## BEGIN Material for the task

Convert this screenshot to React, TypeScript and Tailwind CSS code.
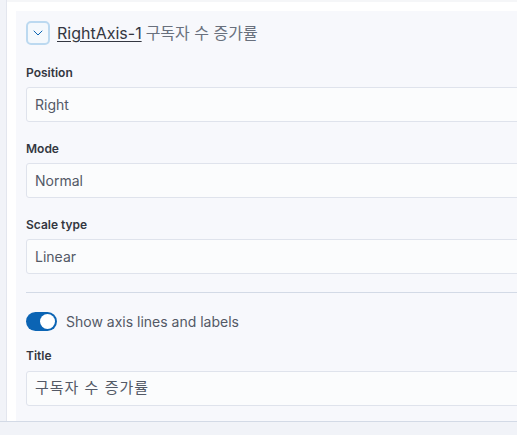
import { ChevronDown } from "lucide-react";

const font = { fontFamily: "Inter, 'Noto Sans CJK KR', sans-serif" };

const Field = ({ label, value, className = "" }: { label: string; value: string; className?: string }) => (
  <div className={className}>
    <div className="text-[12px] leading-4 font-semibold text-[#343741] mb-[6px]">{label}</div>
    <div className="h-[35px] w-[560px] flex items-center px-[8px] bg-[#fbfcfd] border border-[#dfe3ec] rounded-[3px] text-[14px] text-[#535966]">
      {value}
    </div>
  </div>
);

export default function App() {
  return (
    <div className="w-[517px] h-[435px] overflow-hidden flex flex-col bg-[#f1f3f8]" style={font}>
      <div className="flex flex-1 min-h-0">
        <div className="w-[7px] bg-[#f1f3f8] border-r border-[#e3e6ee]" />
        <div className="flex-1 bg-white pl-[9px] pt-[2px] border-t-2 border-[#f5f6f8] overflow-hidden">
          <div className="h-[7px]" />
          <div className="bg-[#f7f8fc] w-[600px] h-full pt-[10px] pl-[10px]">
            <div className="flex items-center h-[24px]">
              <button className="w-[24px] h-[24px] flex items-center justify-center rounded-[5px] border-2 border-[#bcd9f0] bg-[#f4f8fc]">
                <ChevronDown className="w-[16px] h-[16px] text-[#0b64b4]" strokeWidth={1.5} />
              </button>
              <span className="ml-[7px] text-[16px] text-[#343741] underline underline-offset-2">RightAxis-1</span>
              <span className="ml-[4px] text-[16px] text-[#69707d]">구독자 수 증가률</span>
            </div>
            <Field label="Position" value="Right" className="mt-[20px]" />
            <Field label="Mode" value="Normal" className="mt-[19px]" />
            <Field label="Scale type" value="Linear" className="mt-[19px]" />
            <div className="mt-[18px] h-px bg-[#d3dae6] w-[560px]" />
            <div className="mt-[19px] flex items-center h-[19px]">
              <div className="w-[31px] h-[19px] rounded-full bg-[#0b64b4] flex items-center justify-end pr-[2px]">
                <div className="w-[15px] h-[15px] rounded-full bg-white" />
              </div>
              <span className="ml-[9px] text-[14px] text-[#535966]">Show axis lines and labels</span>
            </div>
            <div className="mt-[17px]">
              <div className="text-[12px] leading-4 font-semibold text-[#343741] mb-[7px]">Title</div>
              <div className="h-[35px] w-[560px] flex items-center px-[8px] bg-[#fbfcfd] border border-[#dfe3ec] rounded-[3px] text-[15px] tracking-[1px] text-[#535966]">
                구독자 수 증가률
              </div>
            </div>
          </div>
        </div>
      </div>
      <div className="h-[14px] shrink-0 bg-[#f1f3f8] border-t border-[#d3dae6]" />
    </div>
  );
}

## END Material for the task
## BEGIN Material for the task

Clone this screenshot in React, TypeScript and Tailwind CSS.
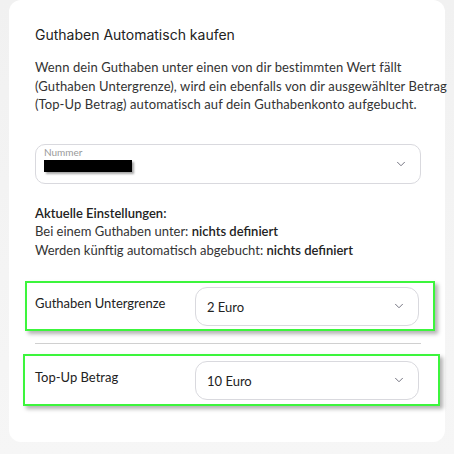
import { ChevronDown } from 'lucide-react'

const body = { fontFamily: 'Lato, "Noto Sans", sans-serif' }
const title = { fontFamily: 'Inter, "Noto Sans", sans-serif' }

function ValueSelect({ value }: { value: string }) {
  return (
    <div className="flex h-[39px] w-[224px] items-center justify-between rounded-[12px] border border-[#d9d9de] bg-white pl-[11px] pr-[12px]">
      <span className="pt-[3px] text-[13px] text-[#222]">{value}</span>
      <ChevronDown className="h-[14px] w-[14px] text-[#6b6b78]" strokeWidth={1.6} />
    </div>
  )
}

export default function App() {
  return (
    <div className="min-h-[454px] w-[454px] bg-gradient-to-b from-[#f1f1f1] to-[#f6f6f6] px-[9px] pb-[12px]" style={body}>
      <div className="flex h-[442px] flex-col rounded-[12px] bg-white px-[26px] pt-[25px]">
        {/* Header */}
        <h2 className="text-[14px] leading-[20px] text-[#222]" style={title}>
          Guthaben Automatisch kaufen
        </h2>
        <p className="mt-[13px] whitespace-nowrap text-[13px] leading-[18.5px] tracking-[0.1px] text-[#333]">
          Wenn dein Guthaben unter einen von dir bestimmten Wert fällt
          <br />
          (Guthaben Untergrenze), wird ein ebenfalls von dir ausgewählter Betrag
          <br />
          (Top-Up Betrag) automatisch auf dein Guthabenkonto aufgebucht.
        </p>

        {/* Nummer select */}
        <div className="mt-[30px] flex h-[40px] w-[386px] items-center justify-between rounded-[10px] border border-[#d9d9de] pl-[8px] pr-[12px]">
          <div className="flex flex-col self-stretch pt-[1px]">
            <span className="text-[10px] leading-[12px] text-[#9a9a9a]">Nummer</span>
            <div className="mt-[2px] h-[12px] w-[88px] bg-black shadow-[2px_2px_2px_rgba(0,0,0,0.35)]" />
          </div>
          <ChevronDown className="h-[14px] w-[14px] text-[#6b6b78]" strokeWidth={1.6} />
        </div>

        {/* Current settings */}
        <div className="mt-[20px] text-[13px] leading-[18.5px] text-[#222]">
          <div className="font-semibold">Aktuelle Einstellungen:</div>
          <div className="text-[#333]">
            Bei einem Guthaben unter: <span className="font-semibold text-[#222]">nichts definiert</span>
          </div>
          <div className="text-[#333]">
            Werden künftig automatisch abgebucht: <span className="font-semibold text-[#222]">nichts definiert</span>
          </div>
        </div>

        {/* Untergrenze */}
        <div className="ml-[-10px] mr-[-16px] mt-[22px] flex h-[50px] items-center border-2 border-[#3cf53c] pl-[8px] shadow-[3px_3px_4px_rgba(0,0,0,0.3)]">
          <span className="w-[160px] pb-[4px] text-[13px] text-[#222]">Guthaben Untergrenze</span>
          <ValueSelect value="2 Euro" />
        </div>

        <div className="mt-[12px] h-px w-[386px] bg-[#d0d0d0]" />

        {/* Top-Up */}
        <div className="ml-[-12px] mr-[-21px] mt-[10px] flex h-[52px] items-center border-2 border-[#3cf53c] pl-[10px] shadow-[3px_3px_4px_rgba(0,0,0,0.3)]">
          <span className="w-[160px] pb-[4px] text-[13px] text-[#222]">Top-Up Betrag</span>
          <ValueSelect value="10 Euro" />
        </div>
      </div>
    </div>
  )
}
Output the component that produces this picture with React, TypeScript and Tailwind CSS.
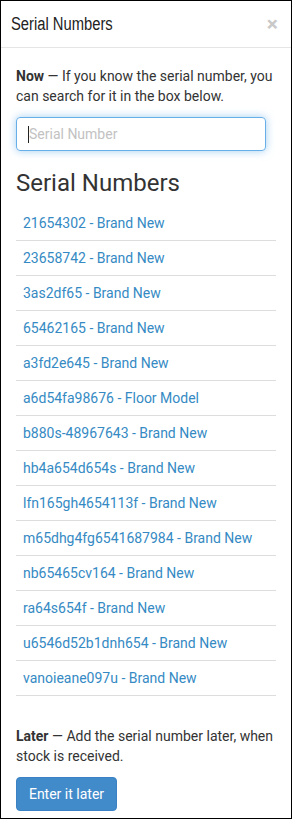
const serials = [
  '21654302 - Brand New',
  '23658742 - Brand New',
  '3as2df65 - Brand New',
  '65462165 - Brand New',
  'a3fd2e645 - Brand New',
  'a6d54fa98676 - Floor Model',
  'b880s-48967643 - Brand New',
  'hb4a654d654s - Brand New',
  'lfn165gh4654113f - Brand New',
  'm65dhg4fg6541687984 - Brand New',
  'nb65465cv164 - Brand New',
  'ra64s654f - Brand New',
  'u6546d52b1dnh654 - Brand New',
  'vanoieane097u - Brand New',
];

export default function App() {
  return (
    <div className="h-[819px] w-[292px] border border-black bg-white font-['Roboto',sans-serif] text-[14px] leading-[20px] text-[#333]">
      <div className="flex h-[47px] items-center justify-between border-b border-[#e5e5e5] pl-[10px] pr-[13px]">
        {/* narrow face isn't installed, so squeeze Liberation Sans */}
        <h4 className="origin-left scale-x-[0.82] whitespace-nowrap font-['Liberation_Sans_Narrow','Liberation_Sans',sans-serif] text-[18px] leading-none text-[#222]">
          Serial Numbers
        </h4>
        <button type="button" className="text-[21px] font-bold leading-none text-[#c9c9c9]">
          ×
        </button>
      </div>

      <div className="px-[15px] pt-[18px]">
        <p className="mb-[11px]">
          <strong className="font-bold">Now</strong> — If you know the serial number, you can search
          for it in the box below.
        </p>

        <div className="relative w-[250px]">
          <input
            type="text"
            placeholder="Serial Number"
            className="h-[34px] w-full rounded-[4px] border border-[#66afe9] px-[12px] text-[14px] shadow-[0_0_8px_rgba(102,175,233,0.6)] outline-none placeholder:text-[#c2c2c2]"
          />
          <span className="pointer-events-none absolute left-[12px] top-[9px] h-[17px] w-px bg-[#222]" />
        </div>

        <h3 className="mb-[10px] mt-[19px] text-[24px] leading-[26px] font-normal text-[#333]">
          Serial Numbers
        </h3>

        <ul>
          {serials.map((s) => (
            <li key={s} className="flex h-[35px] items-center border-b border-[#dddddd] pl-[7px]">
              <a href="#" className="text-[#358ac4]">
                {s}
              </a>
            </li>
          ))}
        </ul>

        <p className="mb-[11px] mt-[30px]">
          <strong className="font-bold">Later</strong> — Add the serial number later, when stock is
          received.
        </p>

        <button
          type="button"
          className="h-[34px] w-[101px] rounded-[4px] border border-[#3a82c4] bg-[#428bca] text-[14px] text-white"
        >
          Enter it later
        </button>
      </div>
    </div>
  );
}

## END Material for the task

■ Short task ■
Go through the records line by line and count those containing the string "Tailwind". Give only the total.

■ Solution to this exercise ■
3